● WHAT YOU HAVE TO DO
All of the material below is to be repeated exactly.

● DATA PROVIDED
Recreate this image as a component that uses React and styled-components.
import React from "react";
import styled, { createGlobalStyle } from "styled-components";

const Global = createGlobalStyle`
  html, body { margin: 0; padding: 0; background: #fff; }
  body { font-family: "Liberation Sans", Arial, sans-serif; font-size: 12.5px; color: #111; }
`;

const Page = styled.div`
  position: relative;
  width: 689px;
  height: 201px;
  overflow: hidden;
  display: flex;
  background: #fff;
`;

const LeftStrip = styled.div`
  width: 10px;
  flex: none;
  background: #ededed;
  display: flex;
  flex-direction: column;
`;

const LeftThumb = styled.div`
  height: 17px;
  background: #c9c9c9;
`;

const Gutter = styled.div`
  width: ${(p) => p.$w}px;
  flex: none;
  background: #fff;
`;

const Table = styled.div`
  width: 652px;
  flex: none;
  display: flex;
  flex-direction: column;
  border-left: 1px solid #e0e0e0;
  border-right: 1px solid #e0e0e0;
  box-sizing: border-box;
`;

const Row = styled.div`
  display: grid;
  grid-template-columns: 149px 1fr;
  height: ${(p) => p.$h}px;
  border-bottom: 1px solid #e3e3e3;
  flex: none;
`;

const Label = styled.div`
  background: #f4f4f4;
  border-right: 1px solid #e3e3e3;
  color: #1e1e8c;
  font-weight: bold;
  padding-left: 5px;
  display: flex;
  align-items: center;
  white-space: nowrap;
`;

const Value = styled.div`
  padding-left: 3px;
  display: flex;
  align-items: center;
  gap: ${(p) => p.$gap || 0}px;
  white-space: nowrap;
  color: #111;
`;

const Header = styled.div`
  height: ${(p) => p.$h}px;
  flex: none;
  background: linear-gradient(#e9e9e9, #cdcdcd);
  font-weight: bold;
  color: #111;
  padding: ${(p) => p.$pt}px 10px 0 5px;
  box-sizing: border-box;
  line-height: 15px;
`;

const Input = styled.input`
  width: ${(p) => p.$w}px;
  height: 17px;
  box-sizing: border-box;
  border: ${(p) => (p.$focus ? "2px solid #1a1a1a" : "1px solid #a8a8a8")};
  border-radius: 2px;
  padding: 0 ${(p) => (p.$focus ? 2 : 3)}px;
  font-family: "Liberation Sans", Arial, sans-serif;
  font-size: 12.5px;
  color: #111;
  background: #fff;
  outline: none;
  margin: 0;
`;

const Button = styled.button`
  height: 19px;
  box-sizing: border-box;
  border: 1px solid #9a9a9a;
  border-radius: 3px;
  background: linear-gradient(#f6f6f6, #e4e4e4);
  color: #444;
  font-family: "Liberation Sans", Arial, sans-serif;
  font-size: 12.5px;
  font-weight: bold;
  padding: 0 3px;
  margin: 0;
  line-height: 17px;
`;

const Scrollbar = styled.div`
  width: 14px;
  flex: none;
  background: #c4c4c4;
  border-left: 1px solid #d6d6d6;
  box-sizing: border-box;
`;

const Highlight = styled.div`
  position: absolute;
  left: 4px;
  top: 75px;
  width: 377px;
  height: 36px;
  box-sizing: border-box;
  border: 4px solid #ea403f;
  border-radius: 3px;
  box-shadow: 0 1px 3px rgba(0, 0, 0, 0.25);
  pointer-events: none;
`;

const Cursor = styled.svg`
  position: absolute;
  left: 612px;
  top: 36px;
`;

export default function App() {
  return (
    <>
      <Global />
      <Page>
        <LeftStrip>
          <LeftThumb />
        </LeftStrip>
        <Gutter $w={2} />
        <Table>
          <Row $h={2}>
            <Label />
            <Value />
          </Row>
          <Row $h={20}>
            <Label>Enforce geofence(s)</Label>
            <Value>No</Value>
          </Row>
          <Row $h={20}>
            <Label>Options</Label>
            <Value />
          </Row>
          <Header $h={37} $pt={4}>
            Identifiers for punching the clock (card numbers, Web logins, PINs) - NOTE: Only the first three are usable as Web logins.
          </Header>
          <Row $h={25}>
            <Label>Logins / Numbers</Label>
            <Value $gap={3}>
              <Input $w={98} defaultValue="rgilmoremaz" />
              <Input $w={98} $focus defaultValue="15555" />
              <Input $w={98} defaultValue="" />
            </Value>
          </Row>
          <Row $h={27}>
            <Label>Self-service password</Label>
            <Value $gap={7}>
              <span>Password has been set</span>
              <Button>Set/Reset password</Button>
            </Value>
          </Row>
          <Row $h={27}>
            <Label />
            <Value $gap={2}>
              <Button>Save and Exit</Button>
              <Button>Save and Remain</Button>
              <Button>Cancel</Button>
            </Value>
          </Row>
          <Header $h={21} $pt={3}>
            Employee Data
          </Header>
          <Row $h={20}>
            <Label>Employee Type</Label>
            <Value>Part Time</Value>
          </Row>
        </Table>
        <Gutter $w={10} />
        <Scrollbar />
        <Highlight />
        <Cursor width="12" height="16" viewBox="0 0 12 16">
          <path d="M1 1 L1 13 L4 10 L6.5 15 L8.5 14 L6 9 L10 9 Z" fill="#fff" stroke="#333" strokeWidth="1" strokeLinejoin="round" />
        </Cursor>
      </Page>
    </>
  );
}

● WRITTEN ANSWER
Recreate this image as a component that uses React and styled-components.
import React from "react";
import styled, { createGlobalStyle } from "styled-components";

const Global = createGlobalStyle`
  html, body { margin: 0; padding: 0; background: #fff; }
  body { font-family: "Liberation Sans", Arial, sans-serif; font-size: 12.5px; color: #111; }
`;

const Page = styled.div`
  position: relative;
  width: 689px;
  height: 201px;
  overflow: hidden;
  display: flex;
  background: #fff;
`;

const LeftStrip = styled.div`
  width: 10px;
  flex: none;
  background: #ededed;
  display: flex;
  flex-direction: column;
`;

const LeftThumb = styled.div`
  height: 17px;
  background: #c9c9c9;
`;

const Gutter = styled.div`
  width: ${(p) => p.$w}px;
  flex: none;
  background: #fff;
`;

const Table = styled.div`
  width: 652px;
  flex: none;
  display: flex;
  flex-direction: column;
  border-left: 1px solid #e0e0e0;
  border-right: 1px solid #e0e0e0;
  box-sizing: border-box;
`;

const Row = styled.div`
  display: grid;
  grid-template-columns: 149px 1fr;
  height: ${(p) => p.$h}px;
  border-bottom: 1px solid #e3e3e3;
  flex: none;
`;

const Label = styled.div`
  background: #f4f4f4;
  border-right: 1px solid #e3e3e3;
  color: #1e1e8c;
  font-weight: bold;
  padding-left: 5px;
  display: flex;
  align-items: center;
  white-space: nowrap;
`;

const Value = styled.div`
  padding-left: 3px;
  display: flex;
  align-items: center;
  gap: ${(p) => p.$gap || 0}px;
  white-space: nowrap;
  color: #111;
`;

const Header = styled.div`
  height: ${(p) => p.$h}px;
  flex: none;
  background: linear-gradient(#e9e9e9, #cdcdcd);
  font-weight: bold;
  color: #111;
  padding: ${(p) => p.$pt}px 10px 0 5px;
  box-sizing: border-box;
  line-height: 15px;
`;

const Input = styled.input`
  width: ${(p) => p.$w}px;
  height: 17px;
  box-sizing: border-box;
  border: ${(p) => (p.$focus ? "2px solid #1a1a1a" : "1px solid #a8a8a8")};
  border-radius: 2px;
  padding: 0 ${(p) => (p.$focus ? 2 : 3)}px;
  font-family: "Liberation Sans", Arial, sans-serif;
  font-size: 12.5px;
  color: #111;
  background: #fff;
  outline: none;
  margin: 0;
`;

const Button = styled.button`
  height: 19px;
  box-sizing: border-box;
  border: 1px solid #9a9a9a;
  border-radius: 3px;
  background: linear-gradient(#f6f6f6, #e4e4e4);
  color: #444;
  font-family: "Liberation Sans", Arial, sans-serif;
  font-size: 12.5px;
  font-weight: bold;
  padding: 0 3px;
  margin: 0;
  line-height: 17px;
`;

const Scrollbar = styled.div`
  width: 14px;
  flex: none;
  background: #c4c4c4;
  border-left: 1px solid #d6d6d6;
  box-sizing: border-box;
`;

const Highlight = styled.div`
  position: absolute;
  left: 4px;
  top: 75px;
  width: 377px;
  height: 36px;
  box-sizing: border-box;
  border: 4px solid #ea403f;
  border-radius: 3px;
  box-shadow: 0 1px 3px rgba(0, 0, 0, 0.25);
  pointer-events: none;
`;

const Cursor = styled.svg`
  position: absolute;
  left: 612px;
  top: 36px;
`;

export default function App() {
  return (
    <>
      <Global />
      <Page>
        <LeftStrip>
          <LeftThumb />
        </LeftStrip>
        <Gutter $w={2} />
        <Table>
          <Row $h={2}>
            <Label />
            <Value />
          </Row>
          <Row $h={20}>
            <Label>Enforce geofence(s)</Label>
            <Value>No</Value>
          </Row>
          <Row $h={20}>
            <Label>Options</Label>
            <Value />
          </Row>
          <Header $h={37} $pt={4}>
            Identifiers for punching the clock (card numbers, Web logins, PINs) - NOTE: Only the first three are usable as Web logins.
          </Header>
          <Row $h={25}>
            <Label>Logins / Numbers</Label>
            <Value $gap={3}>
              <Input $w={98} defaultValue="rgilmoremaz" />
              <Input $w={98} $focus defaultValue="15555" />
              <Input $w={98} defaultValue="" />
            </Value>
          </Row>
          <Row $h={27}>
            <Label>Self-service password</Label>
            <Value $gap={7}>
              <span>Password has been set</span>
              <Button>Set/Reset password</Button>
            </Value>
          </Row>
          <Row $h={27}>
            <Label />
            <Value $gap={2}>
              <Button>Save and Exit</Button>
              <Button>Save and Remain</Button>
              <Button>Cancel</Button>
            </Value>
          </Row>
          <Header $h={21} $pt={3}>
            Employee Data
          </Header>
          <Row $h={20}>
            <Label>Employee Type</Label>
            <Value>Part Time</Value>
          </Row>
        </Table>
        <Gutter $w={10} />
        <Scrollbar />
        <Highlight />
        <Cursor width="12" height="16" viewBox="0 0 12 16">
          <path d="M1 1 L1 13 L4 10 L6.5 15 L8.5 14 L6 9 L10 9 Z" fill="#fff" stroke="#333" strokeWidth="1" strokeLinejoin="round" />
        </Cursor>
      </Page>
    </>
  );
}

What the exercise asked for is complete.